Lynn Peterson, executive director of St. Vincent de Paul in Coeur d’Alene, said her agency sees more and more needy people every year. St. Vincent’s operates 44 transitional housing units and two emergency shelters, and they’re “always full,” she said. “We never have vacancies. It is just grabbed right up.

“Every year it gets worse. It never seems to get better.”

St. Vincent’s has been seeing an average of 11 people a day in need of assistance ranging from emergency housing to clothing, food or help with utility bills.

There are success stories, Peterson noted. One woman who had been released from prison after serving time for a methamphetamine offense couldn’t find housing because landlords wouldn’t rent to her, even after she went through the agency’s transitional housing and life skills programs. But now she has a good job and is buying a house.

Another, a mother with three children, ended up in the program after her husband never told her he hadn’t been paying the rent – until the family was evicted. “She’s making it, too,” Peterson said.

But Peterson said local rents have skyrocketed in the past decade, along with the price of houses.

“This is a resort town, so we have a lot of low-wage earners, low-income people,” she said. “Unless they bought a house 10 or 15 years ago where they could manage those house payments, they’re in trouble.”

The new report says families throughout the West are paying too much for rental housing as a percentage of their income.
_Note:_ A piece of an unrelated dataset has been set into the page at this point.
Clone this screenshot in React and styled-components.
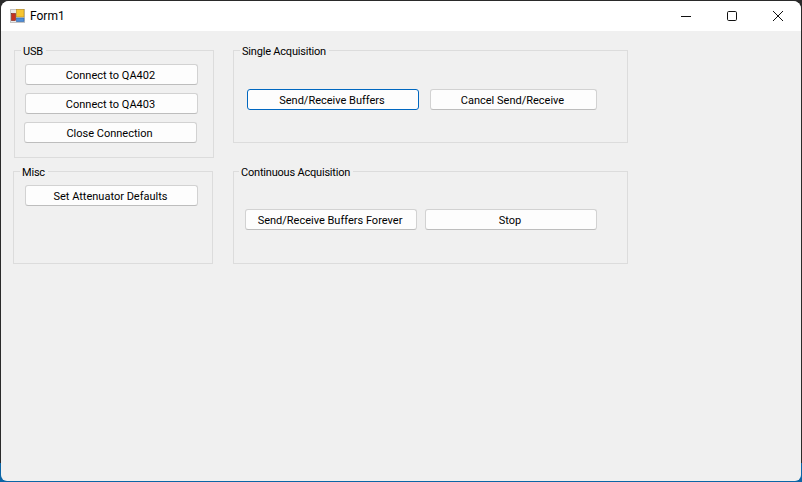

Western communities also are more dependent on federal rental assistance programs than big metropolitan areas back east, which tend to have state or local assistance available as well.

Nevertheless, the report points to some bright spots, in which affordable housing is being developed in western communities where it’s badly needed.

The current debate in the nation’s capital over funding for housing programs included controversial administrative changes implemented by the Department of Housing and Urban Development in April that scaled back funding for Section 8 vouchers partway through the year. After an outcry, most of those cutbacks were reversed, but larger cuts were proposed for next year.

Congress hasn’t yet given final approval to budgets for HUD for next year.

The resulting uncertainty has many concerned that private landlords and developers may not want to participate in the federal programs, for fear the funding could disappear.

“There is some likelihood of continuing uncertainty … into ‘05. People are getting ulcers and gray hair,” said Barbara Sard, director of housing policy for the Center on Budget and Policy Priorities, a Washington, D.C., group that tracks the issue. “It’s a terrible situation to be in. We’re all at our wits’ end.”

The administration proposed turning the Section 8 voucher program into a block grant to states in 2005, changing many of its rules and sharply reducing its fast-growing budget while seeking efficiencies. However, versions of the HUD budget passed by both the House and Senate thus far haven’t included that restructuring.

The Rural Collaborative’s report calls for increasing federal housing aid, rather than cutting it.

“Western nonprofit housing developers have constructed a successful track record of providing rental and home ownership opportunities for western working families,” the report said. “As federal budgets for social services shrink, prudent leaders will see that housing is social infrastructure – essential for community prosperity, and an investment well spent.”

According to the Idaho Housing and Finance Association, Idaho has more than 6,500 rent vouchers to tenants being administered under Section 8, but more than 7,200 more applicants on waiting lists.